Insights Blog

In an unexpected and somewhat low-key move, the Government implemented Ireland’s obligations under EU Directive 2019/1152 on transparent and predictable working conditions on 16 December 2022 by signing into law the European Union (Transparent and Predictable Working Conditions) Regulations 2022.

All employers need to be aware of the changes effected by this legislation.  The Regulations create new employee rights and amend employers’ obligations under the Terms of the Employment (Information) Act 1994, the Organisation of Working Time Act 1997 and the Protection of Employees (Fixed-Term Work) Act 2003.

The Regulations apply to all employees in Ireland with limited exceptions, such as employees with less than four consecutive weeks’ service or working hours that amount to an average of 3 hours or less per week. 

The general written statement of terms of employment that employers must provide to employees must now be provided not later than 1 month after commencement of employment. In addition, the information that must be provided by employers within 5 days of the employment starting and and within 1 month, has been altered. 

The written statement of employment must be:

  • signed and dated by the employer,
  • in writing, and
  • transmitted on paper or in electronic form provided the information is accessible to the employee, can be stored and printed and that the employer retains proof of transmission or receipt.

Whenever there is any change to an employees terms, the employer must notify the employee in writing of the changes no later than the day on which the change takes effect. 

Probationary periods

Significant changes have been made as regards probationary periods.   Probationary periods now cannot exceed 6 months except on an exceptional basis and even then cannot be longer than 12 months where this would be in the interest of the employee. 

An interesting change is the express confirmation that a probationary period may be extended by the duration of employee absence.

Where an employee (other than a public servant) is subject to a probationary period exceeding 6 months and the employee has completed at least 6 months service, the probationary period will expire on the earlier of:

  • the date on which the probationary period was due to expire, or
  • 1 February 2023.

Finally, in this area, the Regulations amend the Protection of Employees (Fixed-Term Work) Act 2003 to provide that any probationary period in a fixed-term contract must be proportionate to the duration of the fixed-term contract and the nature of the work. Renewed or extended fixed-term contracts (for the same work) must not be subject to a probationary period.

Parallel employment & “incompatibility restrictions” 

The Regulations provide that an employer must not:

  • prohibit an employee from taking up employment with another employer, outside the work schedule established with the first employer, or
  • subject an employee to adverse treatment for taking up employment with another employer.

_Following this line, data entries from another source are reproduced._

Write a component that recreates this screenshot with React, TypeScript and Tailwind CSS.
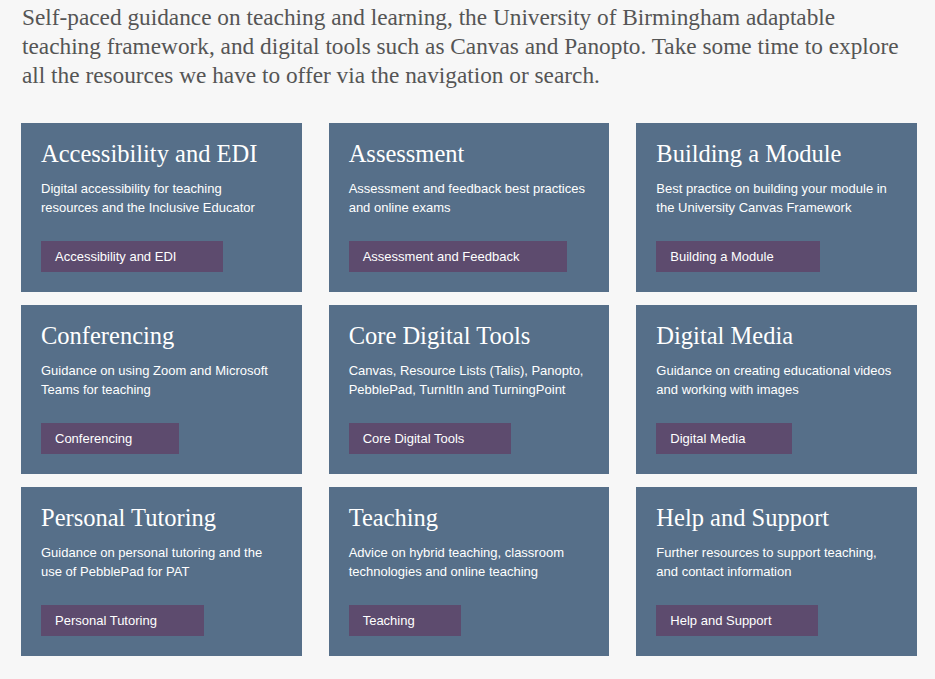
import React from 'react';

type Card = {
  title: string;
  text: string;
  link: string;
  width: string;
};

const CARDS: Card[] = [
  { title: 'Accessibility and EDI', text: 'Digital accessibility for teaching resources and the Inclusive Educator', link: 'Accessibility and EDI', width: 'w-[182px]' },
  { title: 'Assessment', text: 'Assessment and feedback best practices and online exams', link: 'Assessment and Feedback', width: 'w-[218px]' },
  { title: 'Building a Module', text: 'Best practice on building your module in the University Canvas Framework', link: 'Building a Module', width: 'w-[164px]' },
  { title: 'Conferencing', text: 'Guidance on using Zoom and Microsoft Teams for teaching', link: 'Conferencing', width: 'w-[138px]' },
  { title: 'Core Digital Tools', text: 'Canvas, Resource Lists (Talis), Panopto, PebblePad, TurnItIn and TurningPoint', link: 'Core Digital Tools', width: 'w-[162px]' },
  { title: 'Digital Media', text: 'Guidance on creating educational videos and working with images', link: 'Digital Media', width: 'w-[136px]' },
  { title: 'Personal Tutoring', text: 'Guidance on personal tutoring and the use of PebblePad for PAT', link: 'Personal Tutoring', width: 'w-[163px]' },
  { title: 'Teaching', text: 'Advice on hybrid teaching, classroom technologies and online teaching', link: 'Teaching', width: 'w-[112px]' },
  { title: 'Help and Support', text: 'Further resources to support teaching, and contact information', link: 'Help and Support', width: 'w-[162px]' },
];

function TopicCard({ card }: { card: Card }) {
  return (
    <div className="bg-[#566f89] pl-5 pr-[22px] pt-4 pb-5">
      <h2 className="font-['Liberation_Serif',serif] text-[24.5px] leading-[30px] whitespace-nowrap text-white">
        {card.title}
      </h2>
      <p className="mt-[10px] font-['Liberation_Sans',Arial,sans-serif] text-[13px] leading-[19px] text-white">
        {card.text}
      </p>
      <a
        href="#"
        className={`mt-[24px] flex h-[31px] items-center bg-[#5d4b6e] pl-[14px] font-['Liberation_Sans',Arial,sans-serif] text-[13px] text-white ${card.width}`}
      >
        {card.link}
      </a>
    </div>
  );
}

export default function App() {
  return (
    <div className="min-h-screen bg-[#f7f7f7] pl-[21px] pr-[18px] pt-[3px] pb-6">
      <p className="pl-[1px] font-['Liberation_Serif',serif] text-[23.3px] leading-[29px] text-[#555555]">
        Self-paced guidance on teaching and learning, the University of Birmingham adaptable teaching framework, and digital tools such as Canvas and Panopto. Take some time to explore all the resources we have to offer via the navigation or search.
      </p>
      <div className="mt-[33px] grid grid-cols-3 gap-x-[27px] gap-y-[13px]">
        {CARDS.map((c) => (
          <TopicCard key={c.title} card={c} />
        ))}
      </div>
    </div>
  );
}
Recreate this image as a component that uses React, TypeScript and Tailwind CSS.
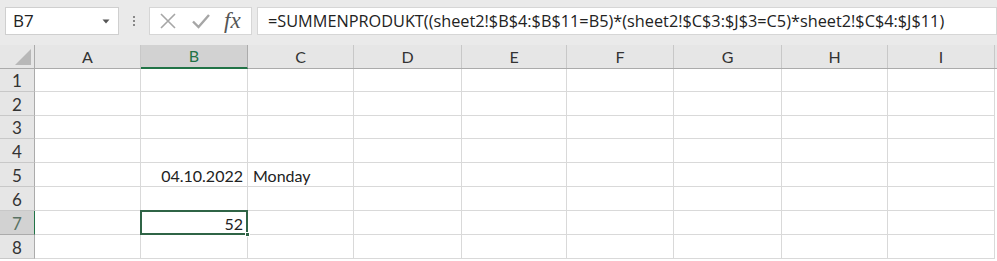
import React from "react";

const cols = [
  { l: "A", w: "w-[106px]" },
  { l: "B", w: "w-[107px]" },
  { l: "C", w: "w-[106px]" },
  { l: "D", w: "w-[108px]" },
  { l: "E", w: "w-[105px]" },
  { l: "F", w: "w-[107px]" },
  { l: "G", w: "w-[108px]" },
  { l: "H", w: "w-[106px]" },
  { l: "I", w: "w-[107px]" },
];

const rowH = ["h-[23px]", "h-[24px]", "h-[23px]", "h-[24px]", "h-[24px]", "h-[24px]", "h-[24px]", "h-[24px]"];

const font = { fontFamily: "Lato, 'Liberation Sans', sans-serif" };

function Cell({ r, c }: { r: number; c: number }) {
  const w = cols[c].w;
  let content: React.ReactNode = null;
  if (r === 5 && c === 1)
    content = <span className="absolute right-[4px] -bottom-[2px] leading-[24px]">04.10.2022</span>;
  if (r === 5 && c === 2)
    content = <span className="absolute left-[5px] -bottom-[2px] leading-[24px]">Monday</span>;
  if (r === 7 && c === 1)
    content = (
      <>
        <div className="absolute -left-[1px] -top-[1px] -right-[1px] -bottom-[1px] border-2 border-[#2f6446] z-10" />
        <div className="absolute -right-[3px] -bottom-[3px] w-[5px] h-[5px] bg-[#2f6446] border border-white z-20" />
        <span className="absolute right-[4px] -bottom-[2px] leading-[24px]">52</span>
      </>
    );
  return (
    <div className={`${w} h-full shrink-0 relative border-r border-b border-[#d9d9d9] text-[16px] text-[#222]`}>
      {content}
    </div>
  );
}

export default function App() {
  return (
    <div className="w-[997px] h-[261px] bg-white overflow-hidden" style={font}>
      {/* formula bar */}
      <div className="h-[45px] bg-[#eaeaea] flex items-start pt-[7px]">
        <div className="ml-[5px] w-[114px] h-[28px] bg-white border border-[#cfcfcf] flex items-center justify-between pl-[7px] pr-[8px]">
          <span className="text-[17px] text-[#222]" style={{ fontFamily: "'Open Sans', sans-serif" }}>B7</span>
          <svg width="8" height="5" viewBox="0 0 8 5"><path d="M0.5 0.5h7L4 4.5z" fill="#555" /></svg>
        </div>
        <div className="w-[30px] h-[28px] flex flex-col items-center justify-center gap-[2px]">
          <div className="w-[2px] h-[2px] bg-[#888]" />
          <div className="w-[2px] h-[2px] bg-[#888]" />
          <div className="w-[2px] h-[2px] bg-[#888]" />
        </div>
        <div className="w-[103px] h-[28px] bg-white border border-[#d6d6d6] flex items-center">
          <svg className="ml-[9px]" width="18" height="18" viewBox="0 0 18 18">
            <path d="M2 2L16 16M16 2L2 16" stroke="#a6a6a6" strokeWidth="1.6" />
          </svg>
          <svg className="ml-[14px]" width="20" height="18" viewBox="0 0 20 18">
            <path d="M2 9.5L7.5 15L18 3" stroke="#a6a6a6" strokeWidth="2.4" fill="none" />
          </svg>
          <span
            className="ml-[13px] text-[23px] italic text-[#555] leading-none -mt-[2px]"
            style={{ fontFamily: "'Liberation Serif', serif" }}
          >
            fx
          </span>
        </div>
        <div
          className="ml-[5px] flex-1 h-[28px] bg-white border border-[#d6d6d6] flex items-center pl-[10px] text-[16.3px] text-[#222] whitespace-nowrap"
          style={{ fontFamily: "'Open Sans', sans-serif" }}
        >
          =SUMMENPRODUKT((sheet2!$B$4:$B$11=B5)*(sheet2!$C$3:$J$3=C5)*sheet2!$C$4:$J$11)
        </div>
      </div>
      {/* column headers */}
      <div className="flex h-[24px] bg-[#e6e6e6] border-b border-[#ababab]">
        <div className="w-[35px] shrink-0 relative border-r border-[#ababab]">
          <svg className="absolute right-[3px] bottom-[3px]" width="16" height="16" viewBox="0 0 16 16">
            <path d="M16 0V16H0z" fill="#b8b8b8" />
          </svg>
        </div>
        {cols.map((c, i) => (
          <div
            key={c.l}
            className={`${c.w} shrink-0 flex items-center justify-center text-[16px] border-r ${
              i === 1
                ? "bg-[#d2d2d2] text-[#217346] border-[#ababab] border-b-2 border-b-[#217346] -mb-[1px]"
                : "text-[#333] border-[#c8c8c8]"
            }`}
          >
            {c.l}
          </div>
        ))}
      </div>
      {/* rows */}
      {rowH.map((h, ri) => {
        const r = ri + 1;
        const sel = r === 7;
        return (
          <div key={r} className={`flex ${h}`}>
            <div
              className={`w-[35px] shrink-0 flex items-center justify-center text-[17px] pt-[2px] border-b ${
                sel
                  ? "bg-[#d2d2d2] text-[#5a7264] border-r border-r-[#217346] border-b-[#ababab]"
                  : "bg-[#e6e6e6] text-[#333] border-r border-r-[#ababab] border-b-[#c8c8c8]"
              }`}
            >
              {r}
            </div>
            {cols.map((_, ci) => (
              <Cell key={ci} r={r} c={ci} />
            ))}
          </div>
        );
      })}
    </div>
  );
}
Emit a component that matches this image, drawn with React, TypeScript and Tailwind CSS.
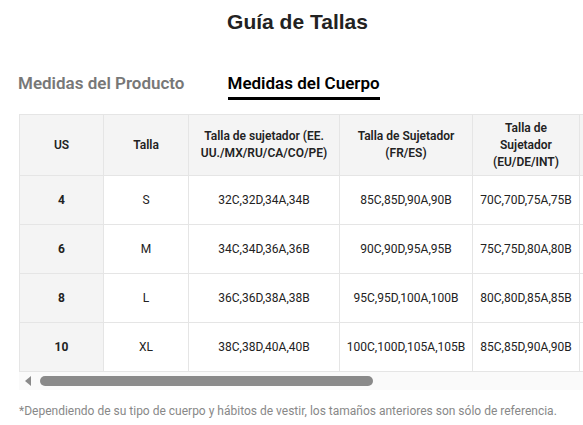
const rows = [
  ["4", "S", "32C,32D,34A,34B", "85C,85D,90A,90B", "70C,70D,75A,75B"],
  ["6", "M", "34C,34D,36A,36B", "90C,90D,95A,95B", "75C,75D,80A,80B"],
  ["8", "L", "36C,36D,38A,38B", "95C,95D,100A,100B", "80C,80D,85A,85B"],
  ["10", "XL", "38C,38D,40A,40B", "100C,100D,105A,105B", "85C,85D,90A,90B"],
];

const widths = ["w-[84px]", "w-[85px]", "w-[151px]", "w-[133px]", "w-[107px]", "w-[100px]"];

export default function App() {
  return (
    <div className="w-[583px] h-[425px] overflow-hidden bg-white font-['Roboto',sans-serif] text-[#222]">
      <h1 className="pt-[8px] pl-[12px] text-center text-[21px] leading-[28px] font-bold font-['Liberation_Sans',Arial,sans-serif] text-[#222]">
        Guía de Tallas
      </h1>

      <div className="mt-[35px] flex items-start gap-[43px] pl-[18px]">
        <div className="text-[17px] leading-[24px] font-semibold text-[#777]">Medidas del Producto</div>
        <div className="flex flex-col">
          <div className="text-[17px] leading-[24px] font-semibold text-black">Medidas del Cuerpo</div>
          <div className="mt-[2px] h-[3px] bg-black" />
        </div>
      </div>

      <div className="mt-[14px] ml-[19px] w-[660px]">
        <table className="w-[660px] table-fixed border-collapse text-[12px] leading-[17px]">
          <thead>
            <tr className="h-[61px] bg-[#f4f4f4]">
              <th className={`${widths[0]} border border-[#e5e5e5] font-semibold`}>US</th>
              <th className={`${widths[1]} border border-[#e5e5e5] font-semibold`}>Talla</th>
              <th className={`${widths[2]} border border-[#e5e5e5] font-semibold px-2`}>
                Talla de sujetador (EE. UU./MX/RU/CA/CO/PE)
              </th>
              <th className={`${widths[3]} border border-[#e5e5e5] font-semibold px-2`}>
                Talla de Sujetador (FR/ES)
              </th>
              <th className={`${widths[4]} border border-[#e5e5e5] font-semibold px-4`}>
                Talla de Sujetador (EU/DE/INT)
              </th>
              <th className={`${widths[5]} border border-[#e5e5e5] font-semibold`}></th>
            </tr>
          </thead>
          <tbody>
            {rows.map((r) => (
              <tr key={r[0]} className="h-[49px]">
                <td className="border border-[#e5e5e5] bg-[#f4f4f4] text-center font-bold">{r[0]}</td>
                <td className="border border-[#e5e5e5] text-center">{r[1]}</td>
                <td className="border border-[#e5e5e5] text-center">{r[2]}</td>
                <td className="border border-[#e5e5e5] text-center">{r[3]}</td>
                <td className="border border-[#e5e5e5] text-center">{r[4]}</td>
                <td className="border border-[#e5e5e5]"></td>
              </tr>
            ))}
          </tbody>
        </table>

        <div className="flex h-[18px] items-center bg-[#fafafa]">
          <svg width="12" height="12" viewBox="0 0 12 12" className="ml-[3px]">
            <path d="M9 1 L3 6 L9 11 Z" fill="#8a8a8a" />
          </svg>
          <div className="ml-[6px] h-[10px] w-[333px] rounded-full bg-[#8a8a8a]" />
        </div>
      </div>

      <p className="mt-[13px] pl-[19px] text-[12px] leading-[16px] text-[#888]">
        *Dependiendo de su tipo de cuerpo y hábitos de vestir, los tamaños anteriores son sólo de referencia.
      </p>
    </div>
  );
}
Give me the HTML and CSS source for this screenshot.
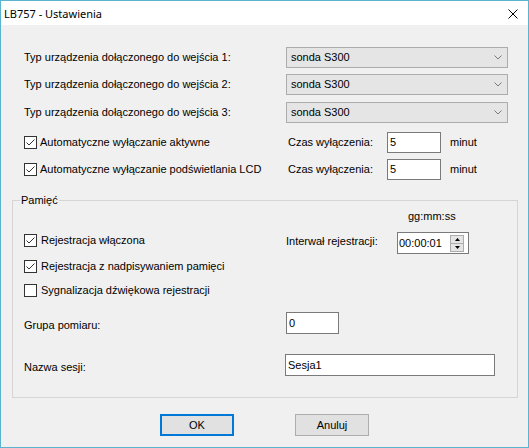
FILE: index.html
```html
<!DOCTYPE html>
<html lang="pl">
<head>
<meta charset="utf-8">
<title>LB757 - Ustawienia</title>
<link rel="stylesheet" href="styles.css">
</head>
<body>
<div class="window">
  <div class="titlebar">
    <span class="title">LB757 - Ustawienia</span>
    <svg class="close" width="10" height="10" viewBox="0 0 10 10"><path d="M0.5 0.5L9.5 9.5M9.5 0.5L0.5 9.5" stroke="#000" stroke-width="1" fill="none"/></svg>
  </div>
  <div class="content">
    <div class="top">
      <div class="row">
        <span class="lbl">Typ urządzenia dołączonego do wejścia 1:</span>
        <div class="combo"><span>sonda S300</span><svg width="8" height="5" viewBox="0 0 8 5"><path d="M0.5 0.5L4 4L7.5 0.5" stroke="#7a7a7a" fill="none"/></svg></div>
      </div>
      <div class="row">
        <span class="lbl">Typ urządzenia dołączonego do wejścia 2:</span>
        <div class="combo"><span>sonda S300</span><svg width="8" height="5" viewBox="0 0 8 5"><path d="M0.5 0.5L4 4L7.5 0.5" stroke="#7a7a7a" fill="none"/></svg></div>
      </div>
      <div class="row r3">
        <span class="lbl">Typ urządzenia dołączonego do wejścia 3:</span>
        <div class="combo"><span>sonda S300</span><svg width="8" height="5" viewBox="0 0 8 5"><path d="M0.5 0.5L4 4L7.5 0.5" stroke="#7a7a7a" fill="none"/></svg></div>
      </div>
      <div class="row r4">
        <div class="check"><span class="box"><svg width="11" height="11" viewBox="0 0 11 11"><path d="M1.5 5.5L4 8L9.5 2.5" stroke="#333" fill="none"/></svg></span><span>Automatyczne wyłączanie aktywne</span></div>
        <div class="timer"><span class="tlab">Czas wyłączenia:</span><span class="edit tedit">5</span><span class="unit">minut</span></div>
      </div>
      <div class="row">
        <div class="check"><span class="box"><svg width="11" height="11" viewBox="0 0 11 11"><path d="M1.5 5.5L4 8L9.5 2.5" stroke="#333" fill="none"/></svg></span><span>Automatyczne wyłączanie podświetlania LCD</span></div>
        <div class="timer"><span class="tlab">Czas wyłączenia:</span><span class="edit tedit">5</span><span class="unit">minut</span></div>
      </div>
    </div>

    <fieldset class="group">
      <legend>Pamięć</legend>
      <div class="gbody">
        <div class="grow ga">
          <span></span>
          <span class="gg">gg:mm:ss</span>
        </div>
        <div class="grow gb">
          <div class="check gcheck"><span class="box"><svg width="11" height="11" viewBox="0 0 11 11"><path d="M1.5 5.5L4 8L9.5 2.5" stroke="#333" fill="none"/></svg></span><span>Rejestracja włączona</span></div>
          <div class="interval">
            <span class="ilab">Interwał rejestracji:</span>
            <div class="spin">
              <span class="stext">00:00:01</span>
              <span class="sbtns">
                <span class="sbtn"><svg width="5" height="3" viewBox="0 0 5 3"><path d="M0 3L2.5 0L5 3Z" fill="#000"/></svg></span>
                <span class="sbtn"><svg width="5" height="3" viewBox="0 0 5 3"><path d="M0 0L2.5 3L5 0Z" fill="#000"/></svg></span>
              </span>
            </div>
          </div>
        </div>
        <div class="grow gc">
          <div class="check gcheck"><span class="box"><svg width="11" height="11" viewBox="0 0 11 11"><path d="M1.5 5.5L4 8L9.5 2.5" stroke="#333" fill="none"/></svg></span><span>Rejestracja z nadpisywaniem pamięci</span></div>
        </div>
        <div class="grow gd">
          <div class="check gcheck"><span class="box"></span><span>Sygnalizacja dźwiękowa rejestracji</span></div>
        </div>
        <div class="grow ge">
          <span class="flab">Grupa pomiaru:</span>
          <span class="edit gedit">0</span>
        </div>
        <div class="grow gf">
          <span class="flab">Nazwa sesji:</span>
          <span class="edit nedit">Sesja1</span>
        </div>
      </div>
    </fieldset>

    <div class="buttons">
      <button class="btn default">OK</button>
      <button class="btn">Anuluj</button>
    </div>
  </div>
</div>
</body>
</html>
```

FILE: styles.css
```css
* { box-sizing: border-box; }
html, body { margin: 0; padding: 0; }
body {
  background: #f0f0f0;
  font-family: "Liberation Sans", Arial, sans-serif;
  font-size: 11px;
  line-height: 13px;
  color: #000;
}
.window {
  width: 529px;
  height: 448px;
  border: 1px solid #5ab3cf;
  display: flex;
  flex-direction: column;
  background: #f0f0f0;
}
.titlebar {
  height: 24px;
  background: #fff;
  display: flex;
  align-items: center;
  justify-content: space-between;
  padding: 0 10px 0 3px;
  flex: none;
}
.title {
  font-family: "Noto Sans", "Open Sans", sans-serif;
  font-size: 11px;
  line-height: 16px;
  margin-top: 1px;
}
.close { display: block; margin-top: 1px; }
.content { flex: 1; display: flex; flex-direction: column; }

.top { display: flex; flex-direction: column; padding: 22px 0 0 23px; }
.row { display: grid; grid-template-columns: 262px 222px; align-items: center; }
.row + .row { margin-top: 6px; }
.row.r3 { margin-top: 7px; }
.row.r4 { margin-top: 9px; }
.combo {
  height: 21px;
  border: 1px solid #acacac;
  background: #e5e5e5;
  display: flex;
  align-items: center;
  justify-content: space-between;
  padding: 0 5px 0 4px;
}
.combo svg { display: block; }

.check { display: flex; align-items: center; }
.box {
  width: 13px;
  height: 13px;
  border: 1px solid #333;
  background: #fff;
  margin-right: 3px;
  flex: none;
}
.box svg { display: block; }

.timer { display: flex; align-items: center; padding-left: 2px; }
.tlab { width: 99px; }
.edit {
  height: 21px;
  border: 1px solid #7a7a7a;
  background: #fff;
  padding-left: 2px;
  display: flex;
  align-items: center;
}
.tedit { width: 54px; }
.unit { margin-left: 9px; }

.group {
  margin: 14px 10px 0 11px;
  padding: 0 0 21px 0;
  border: 1px solid #d5d5d5;
  min-width: 0;
}
.group legend {
  margin-left: 7px;
  padding: 0 1px;
  line-height: 13px;
}
.gbody { padding: 3px 0 0 11px; }
.grow { display: grid; grid-template-columns: 262px auto; align-items: start; }
.gg { padding-left: 122px; }
.gb { margin-top: 9px; }
.gb .gcheck { margin-top: 2px; }
.gcheck .box { margin-right: 4px; }
.interval { display: flex; align-items: flex-start; }
.ilab { width: 111px; margin-top: 3px; }
.spin {
  width: 72px;
  height: 22px;
  border: 1px solid #7a7a7a;
  background: #fff;
  display: flex;
  align-items: center;
  justify-content: space-between;
  padding: 0 4px 0 1px;
}
.sbtns { display: flex; flex-direction: column; width: 14px; }
.sbtn {
  height: 9px;
  background: #e5e5e5;
  border: 1px solid #acacac;
  display: flex;
  align-items: center;
  justify-content: center;
}
.sbtn + .sbtn { border-top: none; height: 8px; }
.sbtn svg { display: block; }
.gc { margin-top: 6px; }
.gd { margin-top: 11px; }
.ge { margin-top: 15px; align-items: center; }
.gf { margin-top: 20px; align-items: center; }
.flab { padding-top: 4px; }
.gedit { width: 53px; height: 22px; }
.nedit { width: 210px; height: 22px; margin-left: -1px; }

.buttons { display: flex; gap: 61px; padding-left: 159px; margin-top: 16px; }
.btn {
  width: 74px;
  height: 22px;
  font: inherit;
  color: #000;
  background: #e1e1e1;
  border: 1px solid #adadad;
  padding: 0;
  margin: 0;
}
.btn.default { border: 2px solid #0078d7; }
```
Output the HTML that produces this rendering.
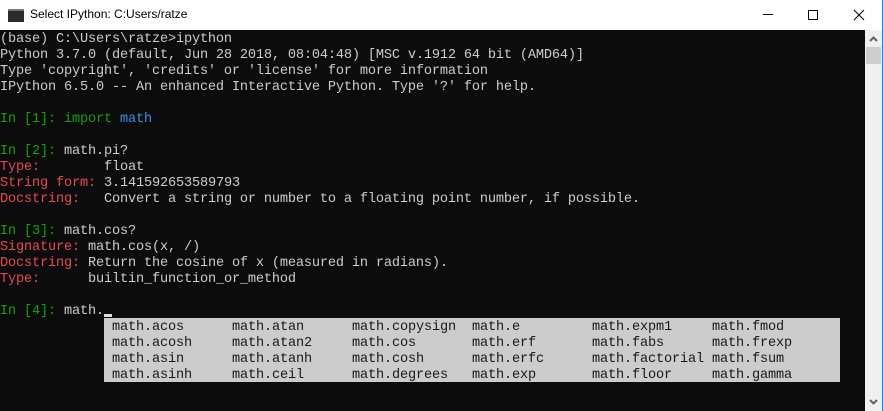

An employer may restrict an employee from taking up employment with another employer where the restriction is proportionate and is based on objective grounds. Where an employer imposes an “incompatibility restriction”:

  • details of the incompatibility restriction (including details of the objective grounds on which the incompatibility restriction is based) must be included in the contract, or
  • the employer must provide a statement in writing setting out the incompatibility restriction (including details of the objective grounds on which the incompatibility restriction is based).

The list of objective grounds provided in the Regulations includes health and safety, the protection of business confidentiality, avoidance of conflicts of interests, etc. 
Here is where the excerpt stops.